[Cytometry] Risk of Contamination After Sorting Bacteria

Gerald Gregori gerald.gregori at univmed.fr
Wed Nov 18 11:15:32 EST 2009

Hi Rachael,
in our core facility we are used to run bacteria on our Moflo, among 
other bugs (both prokaryotes and eukaryotes).
There is no problem with cross contamination of samples as far as you 
carefully clean the instrument.
Here is the procedure we use :
- After running a sample of bacteria we are used to backflush the  
sheath  fluid  through the sample line (20 to 30 seconds). This cleans 
most of the bugs in the line. It is incredibly  efficient.
- The major source for contamination on our Moflo, equipped with a 
manual sample station, is at the level of the valve to sart or stop the 
sample. Therefore we are used to run for few minutes a solution of 
Bleach at 10% in distilled water.
- Then we run distilled water to rinse the bleach.
I eventually decided to avoid the solution of Ethanol 70% in distilled 
water as Ethanol can be a source of Carbon for some bacteria.

Now, as far as E. coli is concerned, there are some strains which are 
indeed pathogens, some others are not. You have to ask your user for that.
If the strain is not a pathogen one (Classe 1) then you can run your 
sample (you just need to wear gloves, a coat, and to close the front 
door of the Moflo to keep the cells confined...particularly if you sort 
in case of aerosol formation). After the sorting or the analysis, you 
have to wash the interior of the Moflo with a solution of Ehtanol 70% 
(to clean), and then some bleach solution (10%) to sterilize, and 
eventually with distilled water to remove the bleach.

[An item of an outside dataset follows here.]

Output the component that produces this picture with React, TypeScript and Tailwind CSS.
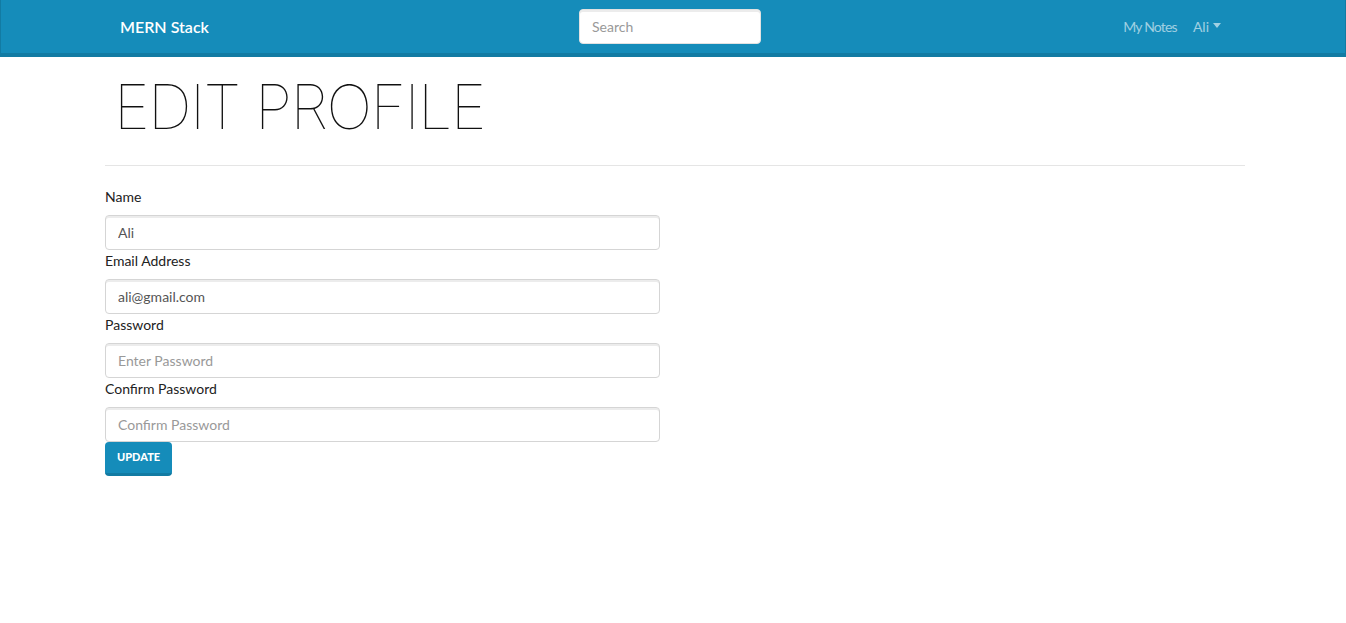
import { useState } from "react"

const FIELDS = [
  { id: "name", label: "Name", type: "text", placeholder: "Enter Name", initial: "Ali" },
  { id: "email", label: "Email Address", type: "email", placeholder: "Enter Email", initial: "ali@gmail.com" },
  { id: "password", label: "Password", type: "password", placeholder: "Enter Password", initial: "" },
  { id: "confirm", label: "Confirm Password", type: "password", placeholder: "Confirm Password", initial: "" },
]

function Header() {
  return (
    <nav className="bg-[#158cba] border-x border-b-4 border-[#127ba3] h-[57px]">
      <div className="mx-auto w-[1110px] h-full flex items-center">
        <a className="text-white text-[16px] font-semibold ml-[2px] w-[300px]">MERN Stack</a>
        <div className="flex-1 flex justify-center pr-[8px]">
          <input
            placeholder="Search"
            className="w-[182px] h-[35px] rounded-[4px] bg-white border border-[#e2e2e2] px-3 text-[14px] text-[#555] placeholder:text-[#999] outline-none shadow-[inset_0_2px_0_rgba(0,0,0,0.075)]"
          />
        </div>
        <div className="w-[300px] flex justify-end items-center gap-[16px] pr-[7px] text-[14px] text-white/60">
          <span className="tracking-[-0.8px]">My Notes</span>
          <span className="flex items-center gap-[4px]">
            Ali
            <span className="border-x-[4px] border-x-transparent border-t-[5px] border-t-white/60 mt-[-2px]" />
          </span>
        </div>
      </div>
    </nav>
  )
}

export default function App() {
  const [values, setValues] = useState<Record<string, string>>(
    Object.fromEntries(FIELDS.map(f => [f.id, f.initial]))
  )

  return (
    <div className="min-h-screen bg-white text-[#222] font-['Lato','Liberation_Sans',sans-serif]">
      <Header />
      <main className="w-[1140px] ml-[105px]">
        {/* Title */}
        <h1 className="pt-[12px] pl-[9px] h-[88px] text-[61px] leading-[77px] font-thin font-['Inter','Lato',sans-serif] text-[#111] tracking-[-1.6px]">EDIT PROFILE</h1>
        <hr className="mt-[20px] border-t border-[#e5e5e5]" />

        <form className="w-[555px] mt-[20px]" onSubmit={e => e.preventDefault()}>
          {FIELDS.map(f => (
            <div key={f.id}>
              <label htmlFor={f.id} className="block text-[14px] leading-[21px] mb-[8px] text-[#222]">{f.label}</label>
              <input
                id={f.id}
                type={f.type}
                placeholder={f.placeholder}
                value={values[f.id]}
                onChange={e => setValues({ ...values, [f.id]: e.target.value })}
                className="block w-full h-[35px] rounded-[4px] border border-[#d5d5d5] px-3 text-[14px] text-[#555] placeholder:text-[#999] outline-none shadow-[inset_0_2px_0_rgba(0,0,0,0.075)]"
              />
            </div>
          ))}
          <button
            type="submit"
            className="h-[34px] px-[12px] rounded-[4px] bg-[#158cba] border-b-[3px] border-[#127ba3] text-white text-[11px] font-black uppercase"
          >
            Update
          </button>
        </form>
      </main>
    </div>
  )
}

If you have to work with pathogens, it is a different story. You need to 
have a special equipment  (safety-hood, or class II lab) .

Good luck.

PS : A trick to know when you run bacteria is that in most of the cases 
the abundance is very high (10^6 to 10^9 bacteria/ml). Therefore you 
must run the sample with a pressure differential very low (.1 to .2 at 
the most). If you run too much sample at once, you send too much 
bacteria and the likelihood to have doublets or aggregates becomes higher.

Rachael Walker wrote:
> Hi Everyone,
> I have been asked if I would analyse and sort e.coli on my MoFlo 
> sorter.  I have never sorted bacteria before and am worried about 
> contaminating other mammalian cells lines that go through the machine 
> afterwards. 
> I was wondering whether other people regularly sort bacteria and 
> mammalian cells on the same machine, if they have had any contamination 
> problems and how they disinfect after sorting?  Also is there any risk 
> to my health by sorting e.coli?  Should it be counted as a Class II sort?